(Collected data)
—————

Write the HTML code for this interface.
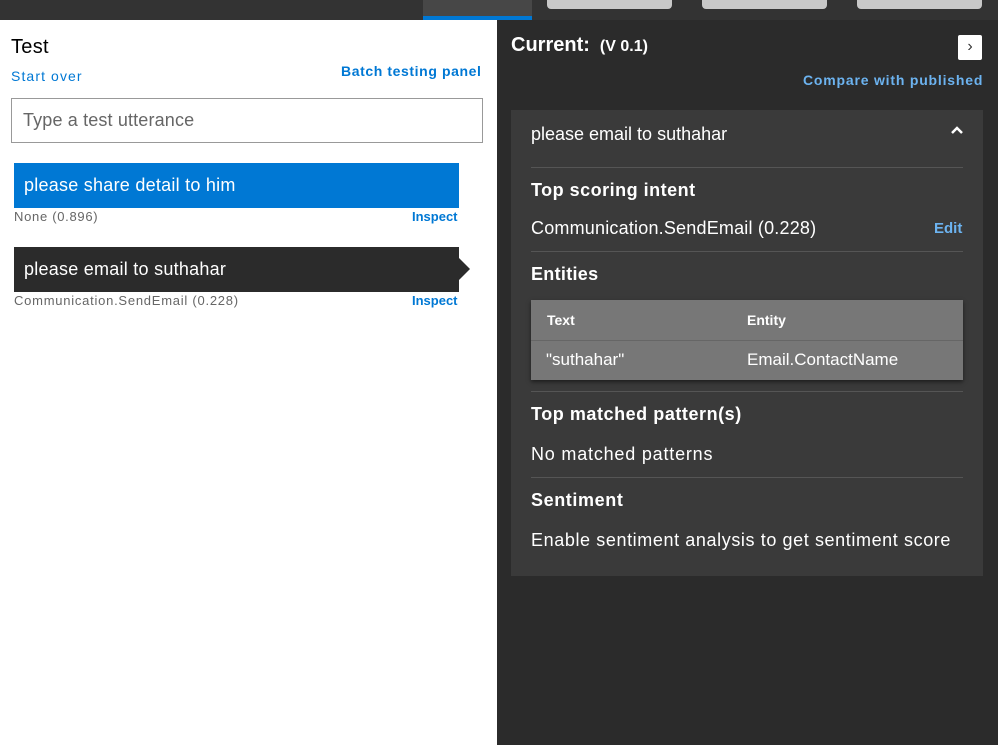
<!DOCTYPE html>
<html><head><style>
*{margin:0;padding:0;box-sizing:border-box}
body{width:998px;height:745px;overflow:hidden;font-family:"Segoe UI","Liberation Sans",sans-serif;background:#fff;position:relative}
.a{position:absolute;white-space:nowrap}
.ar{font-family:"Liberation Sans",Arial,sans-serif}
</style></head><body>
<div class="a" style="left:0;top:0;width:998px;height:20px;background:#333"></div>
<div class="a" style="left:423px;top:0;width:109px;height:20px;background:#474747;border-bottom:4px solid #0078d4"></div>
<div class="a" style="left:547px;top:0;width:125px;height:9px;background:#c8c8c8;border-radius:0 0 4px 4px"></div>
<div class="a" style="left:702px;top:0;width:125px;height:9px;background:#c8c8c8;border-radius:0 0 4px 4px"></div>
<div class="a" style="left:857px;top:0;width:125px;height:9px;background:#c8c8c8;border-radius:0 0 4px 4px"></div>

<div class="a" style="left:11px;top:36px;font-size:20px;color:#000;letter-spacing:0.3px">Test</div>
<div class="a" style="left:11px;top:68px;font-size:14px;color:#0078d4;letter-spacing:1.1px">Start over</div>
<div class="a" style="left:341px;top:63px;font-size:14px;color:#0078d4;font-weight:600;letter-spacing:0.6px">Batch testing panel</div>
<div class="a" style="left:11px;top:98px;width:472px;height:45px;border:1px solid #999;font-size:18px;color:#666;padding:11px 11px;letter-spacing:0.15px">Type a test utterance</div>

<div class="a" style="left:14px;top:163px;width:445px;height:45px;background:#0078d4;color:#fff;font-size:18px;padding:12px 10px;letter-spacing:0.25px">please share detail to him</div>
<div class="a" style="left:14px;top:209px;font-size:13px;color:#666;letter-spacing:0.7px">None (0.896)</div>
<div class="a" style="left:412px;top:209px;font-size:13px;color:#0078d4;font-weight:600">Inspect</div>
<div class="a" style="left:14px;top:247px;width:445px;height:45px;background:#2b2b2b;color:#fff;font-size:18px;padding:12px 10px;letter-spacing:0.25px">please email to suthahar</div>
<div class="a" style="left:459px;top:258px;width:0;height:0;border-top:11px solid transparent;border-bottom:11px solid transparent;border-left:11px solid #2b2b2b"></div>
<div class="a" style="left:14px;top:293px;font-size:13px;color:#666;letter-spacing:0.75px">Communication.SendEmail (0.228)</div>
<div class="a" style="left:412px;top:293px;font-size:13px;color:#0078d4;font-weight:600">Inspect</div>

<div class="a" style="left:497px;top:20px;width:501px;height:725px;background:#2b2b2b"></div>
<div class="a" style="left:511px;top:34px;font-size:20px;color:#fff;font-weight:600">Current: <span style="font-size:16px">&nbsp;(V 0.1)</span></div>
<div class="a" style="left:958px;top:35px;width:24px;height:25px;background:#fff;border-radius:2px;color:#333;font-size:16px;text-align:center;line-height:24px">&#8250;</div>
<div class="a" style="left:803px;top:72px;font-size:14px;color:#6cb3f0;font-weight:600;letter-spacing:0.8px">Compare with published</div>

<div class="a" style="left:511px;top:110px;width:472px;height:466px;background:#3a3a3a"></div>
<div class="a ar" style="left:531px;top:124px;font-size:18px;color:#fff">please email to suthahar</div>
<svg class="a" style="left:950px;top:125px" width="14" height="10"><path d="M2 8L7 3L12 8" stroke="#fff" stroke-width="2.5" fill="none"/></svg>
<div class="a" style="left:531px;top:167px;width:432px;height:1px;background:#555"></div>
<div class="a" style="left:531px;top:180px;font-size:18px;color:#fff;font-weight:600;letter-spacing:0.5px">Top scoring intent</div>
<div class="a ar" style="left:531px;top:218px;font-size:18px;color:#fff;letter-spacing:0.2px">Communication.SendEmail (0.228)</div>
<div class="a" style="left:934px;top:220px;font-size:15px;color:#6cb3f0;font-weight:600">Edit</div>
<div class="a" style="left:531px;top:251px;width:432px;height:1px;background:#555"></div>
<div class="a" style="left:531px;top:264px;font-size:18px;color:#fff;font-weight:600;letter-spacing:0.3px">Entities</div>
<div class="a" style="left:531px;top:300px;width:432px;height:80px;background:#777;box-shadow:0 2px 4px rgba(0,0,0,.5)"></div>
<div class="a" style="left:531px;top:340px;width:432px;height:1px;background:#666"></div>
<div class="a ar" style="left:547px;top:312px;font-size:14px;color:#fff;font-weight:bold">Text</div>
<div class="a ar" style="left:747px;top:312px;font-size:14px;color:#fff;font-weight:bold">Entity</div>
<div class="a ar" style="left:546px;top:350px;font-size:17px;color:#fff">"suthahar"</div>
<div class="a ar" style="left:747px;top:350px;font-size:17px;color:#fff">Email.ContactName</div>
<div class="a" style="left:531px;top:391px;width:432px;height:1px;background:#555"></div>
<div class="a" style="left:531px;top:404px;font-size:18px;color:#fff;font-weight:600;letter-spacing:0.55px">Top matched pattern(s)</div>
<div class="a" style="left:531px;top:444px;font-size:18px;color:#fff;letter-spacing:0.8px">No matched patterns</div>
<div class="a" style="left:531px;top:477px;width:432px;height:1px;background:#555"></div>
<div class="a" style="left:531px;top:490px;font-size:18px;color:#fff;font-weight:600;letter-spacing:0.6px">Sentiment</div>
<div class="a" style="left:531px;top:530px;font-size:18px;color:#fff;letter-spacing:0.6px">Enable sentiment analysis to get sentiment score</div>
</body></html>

—————

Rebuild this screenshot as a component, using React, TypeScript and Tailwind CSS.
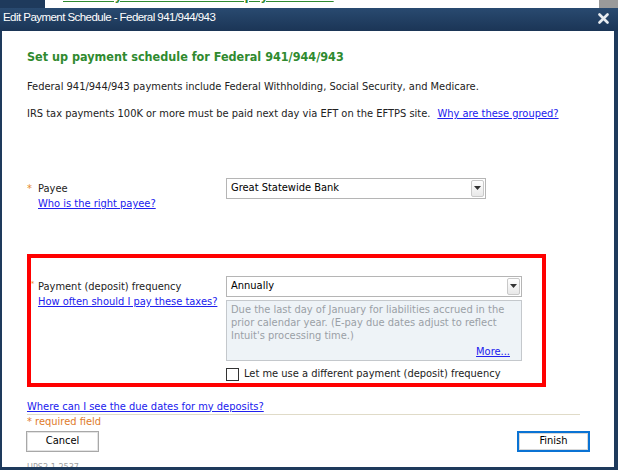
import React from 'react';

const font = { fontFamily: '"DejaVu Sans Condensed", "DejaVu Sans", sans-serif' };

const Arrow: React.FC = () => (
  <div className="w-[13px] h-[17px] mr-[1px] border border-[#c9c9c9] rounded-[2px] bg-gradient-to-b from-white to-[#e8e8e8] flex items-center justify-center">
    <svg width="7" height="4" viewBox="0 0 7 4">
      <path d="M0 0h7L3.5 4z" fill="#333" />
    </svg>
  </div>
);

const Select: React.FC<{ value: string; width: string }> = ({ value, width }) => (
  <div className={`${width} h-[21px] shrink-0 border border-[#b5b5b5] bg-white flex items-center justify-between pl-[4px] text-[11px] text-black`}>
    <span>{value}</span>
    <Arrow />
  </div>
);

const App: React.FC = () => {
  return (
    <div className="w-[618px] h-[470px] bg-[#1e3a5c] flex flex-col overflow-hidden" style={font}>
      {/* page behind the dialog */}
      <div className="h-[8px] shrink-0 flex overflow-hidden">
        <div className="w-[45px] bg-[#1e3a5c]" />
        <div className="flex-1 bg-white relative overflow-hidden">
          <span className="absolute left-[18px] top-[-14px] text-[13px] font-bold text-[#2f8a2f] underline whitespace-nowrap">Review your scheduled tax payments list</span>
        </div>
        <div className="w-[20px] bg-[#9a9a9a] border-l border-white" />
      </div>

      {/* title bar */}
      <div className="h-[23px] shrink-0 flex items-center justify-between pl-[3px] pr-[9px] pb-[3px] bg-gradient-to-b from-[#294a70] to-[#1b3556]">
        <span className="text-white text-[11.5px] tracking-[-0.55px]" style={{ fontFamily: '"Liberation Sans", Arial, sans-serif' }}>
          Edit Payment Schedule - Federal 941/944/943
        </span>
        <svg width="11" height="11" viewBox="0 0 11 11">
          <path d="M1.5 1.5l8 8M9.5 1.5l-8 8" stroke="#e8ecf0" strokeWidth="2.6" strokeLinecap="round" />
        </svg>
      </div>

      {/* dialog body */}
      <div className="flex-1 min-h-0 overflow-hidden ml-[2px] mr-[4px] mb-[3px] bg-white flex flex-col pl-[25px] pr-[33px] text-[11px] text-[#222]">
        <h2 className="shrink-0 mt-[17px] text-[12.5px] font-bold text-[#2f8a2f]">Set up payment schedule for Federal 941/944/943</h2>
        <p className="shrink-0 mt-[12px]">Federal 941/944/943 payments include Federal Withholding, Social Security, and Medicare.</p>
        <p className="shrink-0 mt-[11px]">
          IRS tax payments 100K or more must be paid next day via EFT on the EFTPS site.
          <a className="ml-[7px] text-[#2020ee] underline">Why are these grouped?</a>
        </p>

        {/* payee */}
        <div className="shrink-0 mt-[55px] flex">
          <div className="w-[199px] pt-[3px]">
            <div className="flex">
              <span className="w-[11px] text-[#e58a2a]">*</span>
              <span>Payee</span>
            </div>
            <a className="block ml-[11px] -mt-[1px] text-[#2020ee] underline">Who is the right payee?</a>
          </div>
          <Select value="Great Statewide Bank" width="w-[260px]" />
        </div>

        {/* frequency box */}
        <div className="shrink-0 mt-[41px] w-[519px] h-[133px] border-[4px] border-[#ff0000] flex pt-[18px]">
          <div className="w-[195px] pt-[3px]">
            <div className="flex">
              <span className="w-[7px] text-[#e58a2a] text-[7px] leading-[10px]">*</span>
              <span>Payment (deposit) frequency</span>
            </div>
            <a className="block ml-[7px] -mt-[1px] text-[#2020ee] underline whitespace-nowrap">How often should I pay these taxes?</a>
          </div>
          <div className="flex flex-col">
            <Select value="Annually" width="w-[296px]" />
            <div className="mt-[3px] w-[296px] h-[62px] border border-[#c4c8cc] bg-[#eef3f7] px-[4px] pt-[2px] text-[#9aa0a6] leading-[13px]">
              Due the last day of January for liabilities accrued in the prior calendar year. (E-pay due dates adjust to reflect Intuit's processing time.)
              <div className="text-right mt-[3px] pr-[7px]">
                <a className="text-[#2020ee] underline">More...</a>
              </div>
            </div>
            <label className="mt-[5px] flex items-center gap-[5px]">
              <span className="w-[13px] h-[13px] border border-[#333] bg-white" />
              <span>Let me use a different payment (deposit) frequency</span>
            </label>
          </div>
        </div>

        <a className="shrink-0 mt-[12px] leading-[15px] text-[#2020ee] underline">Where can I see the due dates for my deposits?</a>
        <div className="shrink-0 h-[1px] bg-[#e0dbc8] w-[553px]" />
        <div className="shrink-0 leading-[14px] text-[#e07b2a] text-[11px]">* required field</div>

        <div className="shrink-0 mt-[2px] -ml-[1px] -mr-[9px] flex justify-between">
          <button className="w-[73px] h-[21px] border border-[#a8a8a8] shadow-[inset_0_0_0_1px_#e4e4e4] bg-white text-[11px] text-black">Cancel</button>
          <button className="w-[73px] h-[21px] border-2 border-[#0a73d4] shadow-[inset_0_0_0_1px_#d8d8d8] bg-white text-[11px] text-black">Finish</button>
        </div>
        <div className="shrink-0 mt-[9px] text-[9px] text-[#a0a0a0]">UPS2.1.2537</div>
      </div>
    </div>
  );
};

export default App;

—————

#### Instruction
Can you give again only the lines between the one containing "Write the HTML code for this interface." and the one containing "a test utterance</div>", counting both, exactly as they appear and without any pictures?

#### Completed exercise
Write the HTML code for this interface.
<!DOCTYPE html>
<html><head><style>
*{margin:0;padding:0;box-sizing:border-box}
body{width:998px;height:745px;overflow:hidden;font-family:"Segoe UI","Liberation Sans",sans-serif;background:#fff;position:relative}
.a{position:absolute;white-space:nowrap}
.ar{font-family:"Liberation Sans",Arial,sans-serif}
</style></head><body>
<div class="a" style="left:0;top:0;width:998px;height:20px;background:#333"></div>
<div class="a" style="left:423px;top:0;width:109px;height:20px;background:#474747;border-bottom:4px solid #0078d4"></div>
<div class="a" style="left:547px;top:0;width:125px;height:9px;background:#c8c8c8;border-radius:0 0 4px 4px"></div>
<div class="a" style="left:702px;top:0;width:125px;height:9px;background:#c8c8c8;border-radius:0 0 4px 4px"></div>
<div class="a" style="left:857px;top:0;width:125px;height:9px;background:#c8c8c8;border-radius:0 0 4px 4px"></div>

<div class="a" style="left:11px;top:36px;font-size:20px;color:#000;letter-spacing:0.3px">Test</div>
<div class="a" style="left:11px;top:68px;font-size:14px;color:#0078d4;letter-spacing:1.1px">Start over</div>
<div class="a" style="left:341px;top:63px;font-size:14px;color:#0078d4;font-weight:600;letter-spacing:0.6px">Batch testing panel</div>
<div class="a" style="left:11px;top:98px;width:472px;height:45px;border:1px solid #999;font-size:18px;color:#666;padding:11px 11px;letter-spacing:0.15px">Type a test utterance</div>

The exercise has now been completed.